## Task input
****************************************
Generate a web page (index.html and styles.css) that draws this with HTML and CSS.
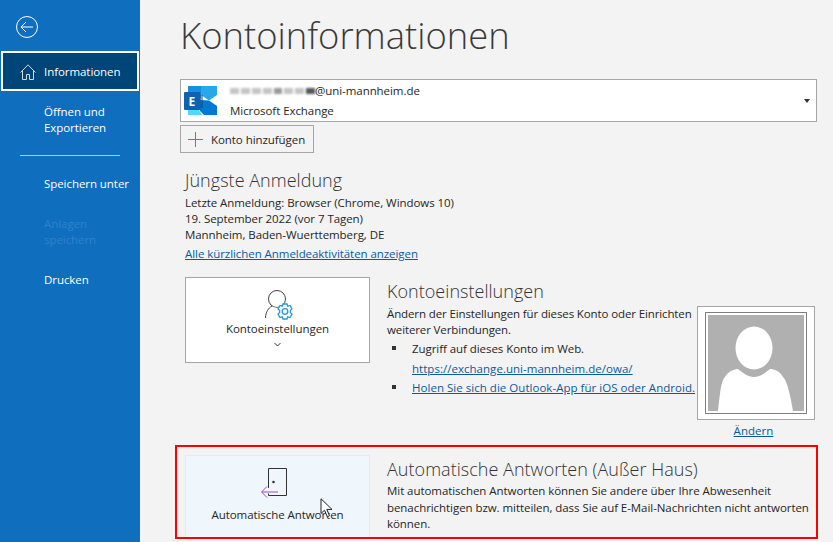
FILE: index.html
```html
<!DOCTYPE html>
<html lang="de">
<head>
<meta charset="utf-8">
<title>Kontoinformationen</title>
<link rel="stylesheet" href="styles.css">
</head>
<body>
<div class="app">
  <nav class="side">
    <div class="back">
      <svg width="24" height="24" viewBox="0 0 24 24" fill="none" stroke="#fff" stroke-width="1"><circle cx="12" cy="12" r="10.500"/><path d="M6 12h12M11 7l-5 5 5 5"/></svg>
    </div>
    <div class="nav-item active">
      <svg class="home" width="16" height="16" viewBox="0 0 16 16" fill="none" stroke="#d8d8d8" stroke-width="1"><path d="M.5 8.500 8 .8l7.500 7.700M2.500 6.500v9h4v-5h3v5h4v-9"/></svg>
      <span>Informationen</span>
    </div>
    <div class="nav-item two">Öffnen und<br>Exportieren</div>
    <div class="sep"></div>
    <div class="nav-item one">Speichern unter</div>
    <div class="nav-item two disabled">Anlagen<br>speichern</div>
    <div class="nav-item one">Drucken</div>
  </nav>
  <main class="main">
    <h1 class="title">Kontoinformationen</h1>
    <div class="account">
      <svg class="exch" width="33" height="29" viewBox="0 0 33 29"><path fill="#28a8ea" d="M17 0h16v9l-8 5.500-8-5.500z"/><path fill="#0078d4" d="M25 14.500l8 5.500v9H20l-4-4V14z"/><path fill="#1490df" d="M4 0h13v9l-1 5H4z"/><path fill="#50d9ff" d="M4 21h9l5 8H4z"/><path fill="#14447d" opacity=".5" d="M16 9h3v13h-3z"/><rect y="6" width="16.500" height="18" rx="1" fill="#0f62b0"/><text x="4.500" y="19.500" class="exch-e">E</text></svg>
      <div class="acc-text">
        <div class="acc-mail"><span class="blur"><i></i><i></i><i></i><i></i><i></i><i></i><i></i><i></i></span>@uni-mannheim.de</div>
        <div class="acc-type">Microsoft Exchange</div>
      </div>
      <span class="caret"></span>
    </div>
    <button class="add"><svg width="15" height="15" viewBox="0 0 15 15"><path class="plus" d="M7.500 0v15M0 7.500h15"/></svg><span>Konto hinzufügen</span></button>
    <section class="login">
      <h2 class="head">Jüngste Anmeldung</h2>
      <p>Letzte Anmeldung: Browser (Chrome, Windows 10)</p>
      <p>19. September 2022 (vor 7 Tagen)</p>
      <p>Mannheim, Baden-Wuerttemberg, DE</p>
      <a class="link all">Alle kürzlichen Anmeldeaktivitäten anzeigen</a>
    </section>
    <section class="row settings">
      <div class="card">
        <svg class="card-icon" width="36" height="36" viewBox="0 0 36 36" fill="none"><circle cx="17" cy="13" r="8.500" stroke="#444"/><path d="M6 32c0-5 3-9 6-11 3 1 7 1 10 0v11z" fill="#fff"/><path d="M5.500 32c0-6 3-10 6.500-12" stroke="#444"/><path fill="#fff" stroke="#2b95d8" stroke-width="1.300" d="M23 18h4l.7 2.200 2.300-.7 2 3.500-1.700 1.600.1.900-.1.900L32 28l-2 3.500-2.300-.7L27 33h-4l-.7-2.200-2.300.7-2-3.500 1.700-1.600-.1-.9.100-.9L18 23l2-3.500 2.300.7z"/><circle cx="25" cy="25.500" r="2.800" stroke="#2b95d8" stroke-width="1.300"/></svg>
        <div class="card-label">Kontoeinstellungen</div>
        <svg class="chev" width="7" height="5" viewBox="0 0 7 5" fill="none" stroke="#333"><path d="M.5 1l3 3 3-3"/></svg>
      </div>
      <div class="body">
        <h2 class="head">Kontoeinstellungen</h2>
        <p>Ändern der Einstellungen für dieses Konto oder Einrichten<br>weiterer Verbindungen.</p>
        <ul>
          <li>Zugriff auf dieses Konto im Web.<br><a class="link">https://exchange.uni-mannheim.de/owa/</a></li>
          <li><a class="link">Holen Sie sich die Outlook-App für iOS oder Android.</a></li>
        </ul>
      </div>
      <div class="photo-col">
        <div class="photo"><div class="photo-in"><svg width="96" height="96" viewBox="0 0 96 96"><rect width="96" height="96" fill="#b0b0b0"/><ellipse cx="46" cy="33" rx="18.500" ry="21.500" fill="#fff"/><path fill="#fff" d="M10 96C12 78 13 66 17 62 20 56 27 54 30 54 35 58 40 62 46 62S57 58 62 54C66 54 72 56 75 62 79 66 82 78 85 96z"/></svg></div></div>
        <a class="link change">Ändern</a>
      </div>
    </section>
    <section class="row auto">
      <div class="card hover">
        <svg class="card-icon door" width="41" height="40" viewBox="0 0 41 40" fill="none"><path d="M11.500 24V4.500h18v27h-18v-2" stroke="#333"/><circle cx="16.500" cy="18" r="1.300" fill="#333"/><path d="M21 28H5M10 22.500 4.500 28l5.500 5.500" stroke="#b146c2"/></svg>
        <div class="card-label">Automatische Antworten</div>
        <svg class="cursor" width="14" height="20" viewBox="0 0 14 20"><path d="M1 .8v14.700l3.500-3.300 2.800 6.500 2.200-1-2.700-6.300H12z" fill="#fff" stroke="#222"/></svg>
      </div>
      <div class="body">
        <h2 class="head">Automatische Antworten (Außer Haus)</h2>
        <p>Mit automatischen Antworten können Sie andere über Ihre Abwesenheit<br>benachrichtigen bzw. mitteilen, dass Sie auf E-Mail-Nachrichten nicht antworten<br>können.</p>
      </div>
    </section>
  </main>
</div>
</body>
</html>
```
FILE: styles.css
```css
* { box-sizing: border-box; }
html, body { margin: 0; height: 100%; overflow: hidden; }
body { font: 11.5px/16px "Open Sans", "Noto Sans", sans-serif; letter-spacing: -.06px; color: #262626; background: #f3f3f3; }
p, h1, h2, ul { margin: 0; padding: 0; }
.app { display: flex; height: 542px; overflow: hidden; }
.side { width: 140px; flex: none; background: #106ebe; color: #fff; }
.back { height: 51px; padding: 15px 0 0 15px; }
.nav-item { padding-left: 44px; }
.active { height: 40px; margin: 0 1px; padding-left: 17px; padding-top: 2px; display: flex; align-items: center; gap: 8px; background: #004578; border: 2px solid #fff; }
.home { flex: none; margin-top: -1px; }
.two { margin-top: 13px; }
.sep { width: 100px; height: 1px; margin: 19px 0 0 20px; background: #a6d0f2; }
.one { margin-top: 20px; }
.disabled { color: #2f82cc; margin-top: 24px; }
.side .nav-item.one:last-child { margin-top: 24px; }
.main { flex: 1; min-width: 0; padding: 0 0 0 40px; }
.title { font-size: 36.400px; line-height: 48px; font-weight: 300; letter-spacing: 0; padding: 11px 0 0; color: #3a3a3a; height: 79px; }
.account { width: 637px; height: 43px; background: #fff; border: 1px solid #a6a6a6; display: flex; align-items: center; position: relative; padding-left: 3px; }
.exch { flex: none; }
.exch-e { font: 700 12px "Open Sans", sans-serif; fill: #fff; }
.acc-text { margin-left: 13px; }
.acc-mail { display: flex; align-items: center; height: 20px; }
.acc-type { height: 20px; line-height: 20px; }
.blur { display: inline-flex; align-items: center; width: 85px; height: 10px; gap: 2px; filter: blur(1px); }
.blur i { flex: 1; height: 6px; background: #c4c4c4; }
.blur i:nth-child(5) { background: #9a9a9a; }
.blur i:nth-child(8) { background: #555; }
.caret { position: absolute; right: 6px; top: 19px; border: 3.500px solid transparent; border-top: 4px solid #333; border-bottom: 0; }
.add { display: flex; align-items: center; gap: 8px; width: 134px; height: 28px; margin-top: 3px; padding: 0 0 0 7px; background: #f3f3f3; border: 1px solid #a6a6a6; font: inherit; letter-spacing: inherit; color: inherit; }
.add svg { flex: none; }
.add span { padding-top: 2px; }
.plus { stroke: #1fae4b; stroke-width: 1; fill: none; }
.login { padding: 15px 0 0 5px; }
.head { font-size: 18px; line-height: 24px; font-weight: 300; letter-spacing: .03px; color: #333; }
.login p:first-of-type { margin-top: 3px; }
.link { color: #0b5a9e; text-decoration: underline; }
.all { display: block; margin-top: 3px; }
.row { display: flex; }
.settings { margin: 15px 0 0 5px; height: 168px; }
.card { width: 185px; height: 86px; flex: none; background: #fff; border: 1px solid #a6a6a6; display: flex; flex-direction: column; align-items: center; position: relative; padding-top: 8px; }
.card-icon { flex: none; margin-bottom: -1px; }
.card-label { font-weight: 500; }
.chev { margin-top: 5px; }
.body { margin-left: 17px; flex: none; width: 310px; white-space: nowrap; }
.row .body .head { margin-top: 2px; }
.settings .body p { margin-top: 3px; letter-spacing: -.12px; }
.settings .link { letter-spacing: .03px; }
.body ul { list-style: none; margin-top: 1px; }
.body li { position: relative; padding-left: 25px; line-height: 19.500px; }
.body li::before { content: ""; position: absolute; left: 5px; top: 7px; width: 4px; height: 4px; background: #333; }
.photo-col { display: flex; flex-direction: column; align-items: center; margin-top: 29px; }
.photo { width: 118px; height: 114px; background: #fff; border: 1px solid #a6a6a6; padding: 5px 7px; }
.photo-in { height: 102px; border: 1px solid #7f7f7f; padding: 2px; overflow: hidden; }
.photo-in svg { display: block; }
.change { margin: 3px 5px 0 0; }
.auto { padding: 8px 0 0 8px; position: relative; height: 94px; width: 643px; margin-left: -5px; border: 2px solid #f00; }
.hover { background: #eff6fc; border-color: #deecf9; border-bottom: 0; height: 82px; padding-top: 8px; }
.door { margin-bottom: 3px; }
.cursor { position: absolute; left: 134px; top: 42px; }
.auto .body { width: 440px; }
.auto .body p { margin-top: 2px; line-height: 16.500px; }
```
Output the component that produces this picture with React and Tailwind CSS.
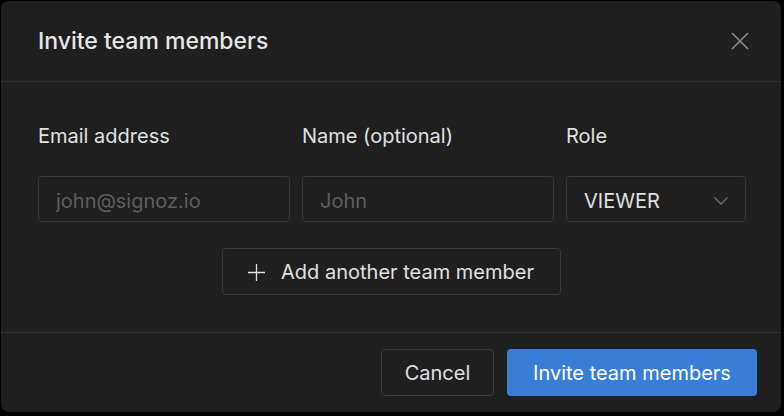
****************************************
## Exercise prompt
For the entries above, state how many lines contain the word "index". Provide the number by itself.

## Task solution
2